Psychological Triggers for More Conversions
People don't make decisions purely rationally. Psychological principles influence whether someone converts or not.
Scarcity creates action pressure. "Only 3 left" or "Offer ends today" motivates immediate decisions. But caution: false scarcity destroys trust.
Social proof uses the herd instinct. "10,000 satisfied customers" or "Used by 500 companies" signals that the decision is safe. Real testimonials with names and photos work stronger than anonymous statements.
Reciprocity works through advance giving. Give something valuable for free – a guide, a consultation, a trial version. The recipient unconsciously feels obligated to give something back.
CRO as a Continuous Process
Conversion rate optimization isn't a project with an end date. It's an ongoing process of measuring, testing, and improving.
Establish a testing culture. Every change to important pages should be tested before it becomes permanent. Document results – including negative ones. You learn just as much from failed tests as from successful ones.
Prioritize by impact. Pages with high traffic offer more testing potential than niche pages. Elements near the conversion offer more leverage than decorative details. Focus your resources where they have the most effect.
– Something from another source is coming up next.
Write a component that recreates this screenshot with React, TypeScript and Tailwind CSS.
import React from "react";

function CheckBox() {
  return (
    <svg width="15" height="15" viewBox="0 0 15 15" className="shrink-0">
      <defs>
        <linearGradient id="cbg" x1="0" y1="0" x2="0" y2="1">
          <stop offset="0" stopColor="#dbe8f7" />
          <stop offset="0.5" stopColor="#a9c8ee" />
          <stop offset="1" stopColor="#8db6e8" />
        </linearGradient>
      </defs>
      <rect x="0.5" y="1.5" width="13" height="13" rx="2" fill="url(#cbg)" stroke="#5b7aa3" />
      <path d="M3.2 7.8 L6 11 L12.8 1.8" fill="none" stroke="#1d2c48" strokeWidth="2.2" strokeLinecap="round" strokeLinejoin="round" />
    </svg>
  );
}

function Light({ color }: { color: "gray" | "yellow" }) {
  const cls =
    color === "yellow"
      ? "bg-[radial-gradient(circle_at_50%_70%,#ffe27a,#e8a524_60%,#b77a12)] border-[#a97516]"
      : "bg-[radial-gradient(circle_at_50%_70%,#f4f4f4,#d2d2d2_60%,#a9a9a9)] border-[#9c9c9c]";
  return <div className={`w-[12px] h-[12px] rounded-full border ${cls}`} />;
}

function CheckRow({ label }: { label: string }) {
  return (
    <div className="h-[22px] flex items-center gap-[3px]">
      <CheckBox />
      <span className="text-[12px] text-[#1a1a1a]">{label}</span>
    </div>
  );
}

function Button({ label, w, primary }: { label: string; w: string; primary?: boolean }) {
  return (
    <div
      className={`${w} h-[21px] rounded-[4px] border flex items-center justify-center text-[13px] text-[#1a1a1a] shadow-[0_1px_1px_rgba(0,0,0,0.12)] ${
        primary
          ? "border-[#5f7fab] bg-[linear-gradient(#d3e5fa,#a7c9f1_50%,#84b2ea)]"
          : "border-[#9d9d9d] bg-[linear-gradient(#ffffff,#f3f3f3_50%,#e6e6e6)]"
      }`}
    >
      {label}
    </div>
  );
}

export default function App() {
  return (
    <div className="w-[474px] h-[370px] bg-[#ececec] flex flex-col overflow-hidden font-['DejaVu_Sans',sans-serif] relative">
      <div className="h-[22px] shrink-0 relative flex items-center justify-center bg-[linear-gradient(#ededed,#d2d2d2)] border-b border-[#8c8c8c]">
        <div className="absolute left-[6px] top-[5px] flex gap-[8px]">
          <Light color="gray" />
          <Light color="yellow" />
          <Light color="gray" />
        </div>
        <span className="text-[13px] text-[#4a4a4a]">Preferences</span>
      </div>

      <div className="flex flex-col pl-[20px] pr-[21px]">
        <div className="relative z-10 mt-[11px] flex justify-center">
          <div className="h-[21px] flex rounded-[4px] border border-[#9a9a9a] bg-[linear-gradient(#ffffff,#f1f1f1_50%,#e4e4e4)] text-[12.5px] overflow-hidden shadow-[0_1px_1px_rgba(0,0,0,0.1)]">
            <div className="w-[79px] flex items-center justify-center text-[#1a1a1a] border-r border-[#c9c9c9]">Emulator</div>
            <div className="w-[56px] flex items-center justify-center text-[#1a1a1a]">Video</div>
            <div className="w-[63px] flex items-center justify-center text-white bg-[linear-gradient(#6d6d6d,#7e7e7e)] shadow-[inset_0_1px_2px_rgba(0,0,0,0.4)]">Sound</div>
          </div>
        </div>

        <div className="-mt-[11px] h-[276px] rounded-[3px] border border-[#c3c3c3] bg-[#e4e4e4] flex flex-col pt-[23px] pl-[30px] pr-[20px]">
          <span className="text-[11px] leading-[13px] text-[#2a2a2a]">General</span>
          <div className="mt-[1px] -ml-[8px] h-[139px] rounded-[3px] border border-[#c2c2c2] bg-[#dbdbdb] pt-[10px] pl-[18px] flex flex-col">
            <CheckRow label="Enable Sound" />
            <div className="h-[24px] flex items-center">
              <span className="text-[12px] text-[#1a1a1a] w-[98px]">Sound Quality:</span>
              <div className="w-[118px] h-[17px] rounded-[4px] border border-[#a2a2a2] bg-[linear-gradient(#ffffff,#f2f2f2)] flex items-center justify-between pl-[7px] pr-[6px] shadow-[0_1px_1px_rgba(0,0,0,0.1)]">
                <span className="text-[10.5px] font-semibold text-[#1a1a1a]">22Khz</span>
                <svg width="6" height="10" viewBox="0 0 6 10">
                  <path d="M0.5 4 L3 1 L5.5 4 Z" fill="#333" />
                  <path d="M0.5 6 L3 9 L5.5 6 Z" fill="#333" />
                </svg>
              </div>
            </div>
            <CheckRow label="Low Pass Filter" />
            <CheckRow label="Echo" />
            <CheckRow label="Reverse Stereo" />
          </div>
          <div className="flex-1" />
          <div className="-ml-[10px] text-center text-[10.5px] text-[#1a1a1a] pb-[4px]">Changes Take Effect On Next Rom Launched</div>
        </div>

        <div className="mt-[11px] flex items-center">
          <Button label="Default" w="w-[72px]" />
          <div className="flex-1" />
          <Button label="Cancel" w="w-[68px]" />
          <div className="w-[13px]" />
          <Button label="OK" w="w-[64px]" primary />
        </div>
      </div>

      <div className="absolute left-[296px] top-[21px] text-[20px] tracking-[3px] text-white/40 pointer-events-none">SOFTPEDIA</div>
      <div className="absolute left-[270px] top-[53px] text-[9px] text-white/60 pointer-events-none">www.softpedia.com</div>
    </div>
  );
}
Analyze your website's current state with our SEO Analyzer – because traffic without conversion is wasted potential.
Frequently Asked Questions
What conversion rate is good?
That depends heavily on industry and conversion goal. E-commerce typically lies at 2-3%, B2B lead generation at 5-15%. More important than industry averages is your own development: Are you continuously improving?
How long should an A/B test run?
Until you reach statistical significance – typically at least 100 conversions per variant and at least two weeks to balance out weekday effects. Tools like Google Optimize show the statistical confidence.
What does conversion rate optimization cost?
From free to very expensive. Basic analyses and form simplifications cost only time. Professional CRO agencies often charge $2,000-10,000 monthly. The ROI is typically high when traffic already exists.